David Hemp

Personal information
- Full name: David Lloyd Hemp
- Born: 8 November 1970 (age 55) Hamilton, Bermuda
- Height: 6 ft 1 in (1.85 m)
- Batting: Left-handed
- Bowling: Right arm medium
- Role: Batsman
- Relations: Tim Hemp (brother)

International information
- National side: Bermuda (2006–2015);
- ODI debut (cap 18): 11 November 2006 v Kenya
- Last ODI: 8 April 2009 v Netherlands
- ODI shirt no.: 4

Domestic team information
- 1991–1996: Glamorgan
- 1997–2001: Warwickshire
- 1997/1998: Free State
- 2002–2008: Glamorgan (squad no. 4)

Career statistics
| Competition | ODI | T20I | FC | LA |
| Matches | 22 | 2 | 271 | 309 |
| Runs scored | 641 | 20 | 15,520 | 6,844 |
| Batting average | 33.73 | 10.00 | 37.04 | 27.93 |
| 100s/50s | 1/4 | 0/0 | 30/86 | 8/34 |
| Top score | 102* | 20 | 247* | 170* |
| Balls bowled | 114 | – | 1,134 | 393 |
| Wickets | 1 | – | 17 | 13 |
| Bowling average | 119.00 | – | 48.29 | 27.46 |
| 5 wickets in innings | 0 | – | 0 | 0 |
| 10 wickets in match | 0 | – | 0 | 0 |
| Best bowling | 1/25 | – | 3/23 | 4/32 |
| Catches/stumpings | 7/– | 0/– | 186/– | 118/– |
- Source: ESPNcricinfo, 25 May 2011

= David Hemp =

Bermudian cricket coach and cricketer

David Lloyd Hemp (born 8 November 1970) is a Bermudian cricket coach and former cricketer. He is a left-handed batsman and a right-arm medium-pace bowler, who has played domestic cricket for Glamorgan, Free State, and Warwickshire. Hemp has also played List A and Twenty20 cricket. He is currently the batting coach of the Bangladesh cricket team.

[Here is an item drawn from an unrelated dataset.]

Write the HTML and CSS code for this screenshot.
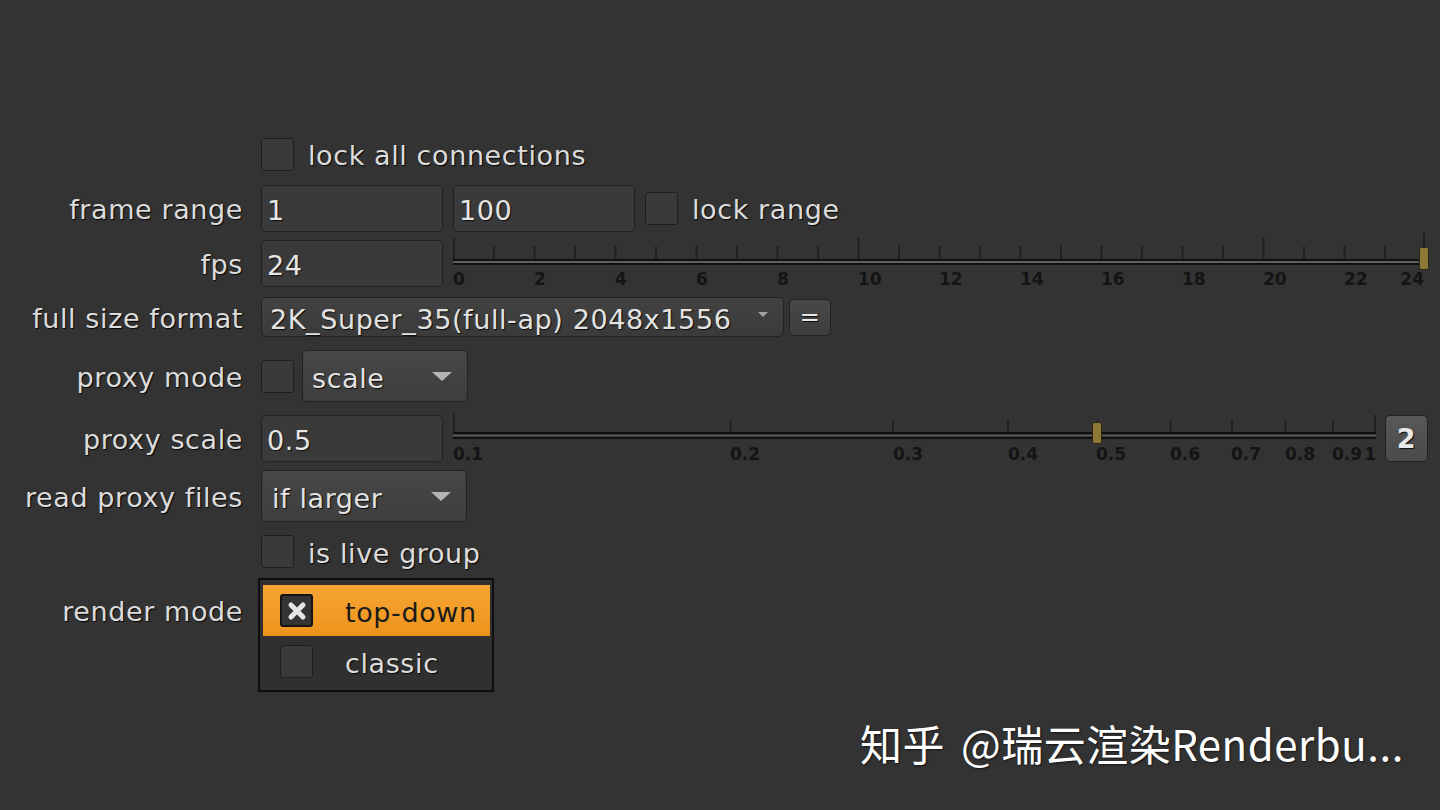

He attended Millfield School. Hemp's younger brother, Tim, previously played for Glamorgan's second eleven, and appeared for Wales Minor Counties in the NatWest Trophy.

==County cricket==
Hemp first appeared for Glamorgan in 1991, and was part of the Glamorgan side which won the 1993 Sunday League championship. He followed this up in 1994/95 when he went on a tour with the England A team to India and Bangladesh. The following season, he made a career high 157, before joining Warwickshire in 1997. He quickly made it into the top order, and played there consistently until he made a return to Glamorgan in 2002.

Having set a record for Glamorgan with a 251 second-wicket partnership, he also played in the match against Kent at Canterbury which won Glamorgan the Norwich Union League.

On 12 September 2006, he assumed the captaincy of Glamorgan with immediate effect after the resignation of Robert Croft. At the end of the 2008 season, he was released by the club.

==International cricket==
In November 2006, Hemp made his debut for Bermuda, the country of his birth, in an ICC Intercontinental Cup game against Kenya. He went on to represent them in all games on their African tour, including seven One Day Internationals against Kenya, Canada and the Netherlands. The undoubted highlight of this tour was the Intercontinental Cup match against the Netherlands, in which Hemp scored an unbeaten 247, his highest first-class innings. At the time, this was the highest score in the history of the competition, but the record stood only until the Netherlands' next match, when Ryan ten Doeschate scored 259 not out.

His current top ODI score came during the qualifiers for the 2011 World Cup, as he hit 102 not out during Bermuda's loss to Kenya. His previous best, 76 not out against India at the 2007 World Cup, was the first-ever fifty scored by a Bermuda player in the World Cup. As Bermuda have not since returned to the tournament, it remains the highest score made by a Bermuda player in the World Cup, and he remains the country's highest aggregate run-scorer in the tournament.

==Coaching career==
In 2014, he took on the role of assistant coach for the Prahran Cricket Club in Australia.

In October 2020, Hemp was appointed as head coach of the Pakistan women's national cricket team. In February 2024, he was appointed as the batting coach of the Bangladesh men's national cricket team. The Bangladesh Cricket Board (BCB) appointed him on a two-year contract, starting with the home series against Sri Lanka on 4 March at the Sylhet International Cricket Stadium.